Question

Show that the given functions are orthogonal on the indicated interval.$$f_{1}(x)=x, f_{2}(x)=x^{2} ; \quad[-2,2]$$

Answer

**step1** Understanding the concept of orthogonal functions

Two functions, $$f_1(x)$$ and $$f_2(x)$$, are considered orthogonal on a given interval $$[a, b]$$ if their inner product over that interval is equal to zero. The inner product for real-valued functions is defined by the definite integral of their product over the interval.

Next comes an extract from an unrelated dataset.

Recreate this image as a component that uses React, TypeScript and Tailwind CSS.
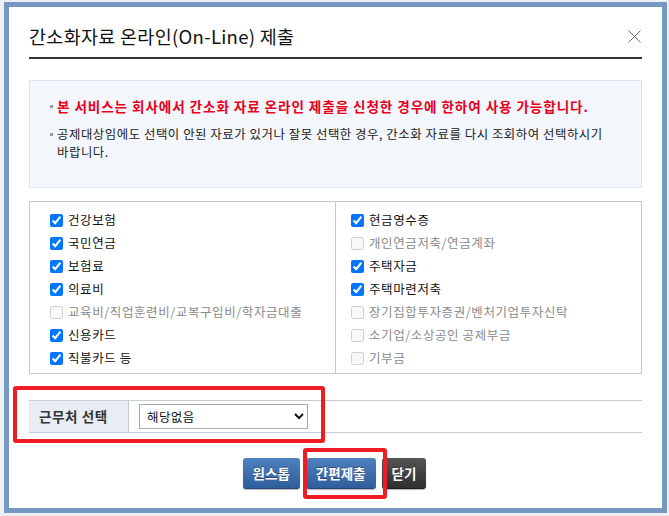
import React from "react";

const font = { fontFamily: '"Noto Sans CJK KR", "Noto Sans", sans-serif' };

type Item = { label: string; checked: boolean; disabled?: boolean };

const left: Item[] = [
  { label: "건강보험", checked: true },
  { label: "국민연금", checked: true },
  { label: "보험료", checked: true },
  { label: "의료비", checked: true },
  { label: "교육비/직업훈련비/교복구입비/학자금대출", checked: false, disabled: true },
  { label: "신용카드", checked: true },
  { label: "직불카드 등", checked: true },
];

const right: Item[] = [
  { label: "현금영수증", checked: true },
  { label: "개인연금저축/연금계좌", checked: false, disabled: true },
  { label: "주택자금", checked: true },
  { label: "주택마련저축", checked: true },
  { label: "장기집합투자증권/벤처기업투자신탁", checked: false, disabled: true },
  { label: "소기업/소상공인 공제부금", checked: false, disabled: true },
  { label: "기부금", checked: false, disabled: true },
];

function Row({ item }: { item: Item }) {
  return (
    <label className="flex h-[23px] items-center gap-[5px]">
      <input
        type="checkbox"
        defaultChecked={item.checked}
        disabled={item.disabled}
        className="m-0 h-[13px] w-[13px] accent-[#0075ff]"
      />
      <span
        className={
          "text-[12.5px] leading-none tracking-[0.6px] " +
          (item.disabled ? "text-[#8a8a8a]" : "text-[#111]")
        }
      >
        {item.label}
      </span>
    </label>
  );
}

const blueBtn =
  "h-[31px] rounded-[3px] border-b border-[#24497a] bg-gradient-to-b from-[#4f80bf] to-[#2f5e9b] px-[10px] text-[13.5px] font-bold text-white shadow-[0_1px_1px_rgba(0,0,0,0.3)] [text-shadow:0_-1px_0_rgba(0,0,0,0.35)]";

export default function App() {
  return (
    <div
      className="relative h-[516px] w-[669px] overflow-hidden bg-[#eef0f3] pl-[4px] pt-[2px]"
      style={font}
    >
      <div className="flex h-[511px] w-[663px] flex-col border-[5px] border-[#7598c2] bg-white px-[20px]">
        {/* header */}
        <div className="mt-[17px] flex h-[24px] items-center justify-between">
          <h1 className="text-[18.5px] font-normal leading-none tracking-[0.3px] text-[#111]">
            간소화자료 온라인(On-Line) 제출
          </h1>
          <svg width="13" height="13" viewBox="0 0 13 13" className="mr-[1px]">
            <path d="M0.5 0.5 L12.5 12.5 M12.5 0.5 L0.5 12.5" stroke="#5a6784" strokeWidth="1" fill="none" />
          </svg>
        </div>
        <div className="mt-[9px] h-[2px] w-full bg-[#333]" />

        {/* info box */}
        <div className="mt-[21px] h-[108px] border border-[#dde4ee] bg-[#f3f6fb] pl-[20px] pt-[16px]">
          <div className="flex h-[18px] items-center">
            <span className="mr-[4px] h-[3px] w-[3px] shrink-0 bg-[#9a9a9a]" />
            <span className="text-[13.6px] font-bold leading-[18px] tracking-[0.9px] text-[#e8001c]">
              본 서비스는 회사에서 간소화 자료 온라인 제출을 신청한 경우에 한하여 사용 가능합니다.
            </span>
          </div>
          <div className="mt-[10px] flex items-start">
            <span className="mr-[4px] mt-[8px] h-[3px] w-[3px] shrink-0 bg-[#9a9a9a]" />
            <span className="text-[12.4px] leading-[18px] tracking-[0.55px] text-[#222]">
              공제대상임에도 선택이 안된 자료가 있거나 잘못 선택한 경우, 간소화 자료를 다시 조회하여 선택하시기
              <br />
              바랍니다.
            </span>
          </div>
        </div>

        {/* checkbox table */}
        <div className="mt-[13px] grid h-[173px] grid-cols-[306px_1fr] border border-[#c8c8c8]">
          <div className="border-r border-[#c8c8c8] pl-[20px] pt-[7px]">
            {left.map((it) => (
              <Row key={it.label} item={it} />
            ))}
          </div>
          <div className="pl-[15px] pt-[7px]">
            {right.map((it) => (
              <Row key={it.label} item={it} />
            ))}
          </div>
        </div>

        {/* workplace */}
        <div className="mt-[26px] flex h-[33px] items-stretch border-y border-[#c5cdd9]">
          <div className="flex w-[100px] items-center border-r border-[#c5cdd9] bg-[#e8edf5] pl-[10px] text-[13.5px] font-bold tracking-[0.6px] text-[#333]">
            근무처 선택
          </div>
          <div className="flex items-center pl-[10px]">
            <select
              defaultValue="none"
              className="h-[25px] w-[169px] border border-[#a9a9a9] bg-white pl-[3px] text-[12.5px] tracking-[0.4px] text-[#111]"
              style={font}
            >
              <option value="none">해당없음</option>
            </select>
          </div>
        </div>

        {/* buttons */}
        <div className="mt-[25px] flex justify-center gap-[6px] pr-[2px]">
          <button className={blueBtn}>원스톱</button>
          <button className={blueBtn}>간편제출</button>
          <button className="h-[31px] rounded-[3px] border-b border-[#1e1e1e] bg-gradient-to-b from-[#555] to-[#303030] px-[10px] text-[13.5px] font-bold text-white shadow-[0_1px_1px_rgba(0,0,0,0.3)] [text-shadow:0_-1px_0_rgba(0,0,0,0.35)]">
            닫기
          </button>
        </div>
      </div>

      {/* annotation highlights */}
      <div className="pointer-events-none absolute left-[13px] top-[386px] h-[57px] w-[312px] rounded-[3px] border-[4px] border-[#ee1c25]" />
      <div className="pointer-events-none absolute left-[303px] top-[448px] h-[51px] w-[84px] rounded-[3px] border-[4px] border-[#ee1c25]" />
    </div>
  );
}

**step2** Defining the inner product for the given functions

The given functions are $$f_1(x) = x$$ and $$f_2(x) = x^2$$. The given interval is $$[-2, 2]$$. To show that these functions are orthogonal on this interval, we need to calculate their inner product, which is given by the integral:
$$ \int_{-2}^{2} f_1(x) \cdot f_2(x) dx $$

**step3** Formulating the integral

First, we find the product of the two functions:
$$ f_1(x) \cdot f_2(x) = x \cdot x^2 = x^{1+2} = x^3 $$
Now, we set up the definite integral:
$$ \int_{-2}^{2} x^3 dx $$

**step4** Evaluating the integral

To evaluate the definite integral, we first find the antiderivative of $$x^3$$. Using the power rule for integration ($$\int x^n dx = \frac{x^{n+1}}{n+1} + C$$), the antiderivative of $$x^3$$ is:
$$ \frac{x^{3+1}}{3+1} = \frac{x^4}{4} $$
Now, we evaluate this antiderivative at the limits of integration, 2 and -2, and subtract the results:
$$ \left[ \frac{x^4}{4} \right]_{-2}^{2} = \frac{(2)^4}{4} - \frac{(-2)^4}{4} $$
Calculate the terms:
$$ (2)^4 = 2 \times 2 \times 2 \times 2 = 16 $$
$$ (-2)^4 = (-2) \times (-2) \times (-2) \times (-2) = 16 $$
Substitute these values back into the expression:
$$ \frac{16}{4} - \frac{16}{4} = 4 - 4 = 0 $$

**step5** Conclusion

Since the inner product of the functions $$f_1(x) = x$$ and $$f_2(x) = x^2$$ over the interval $$[-2, 2]$$ is 0, the functions are orthogonal on the indicated interval.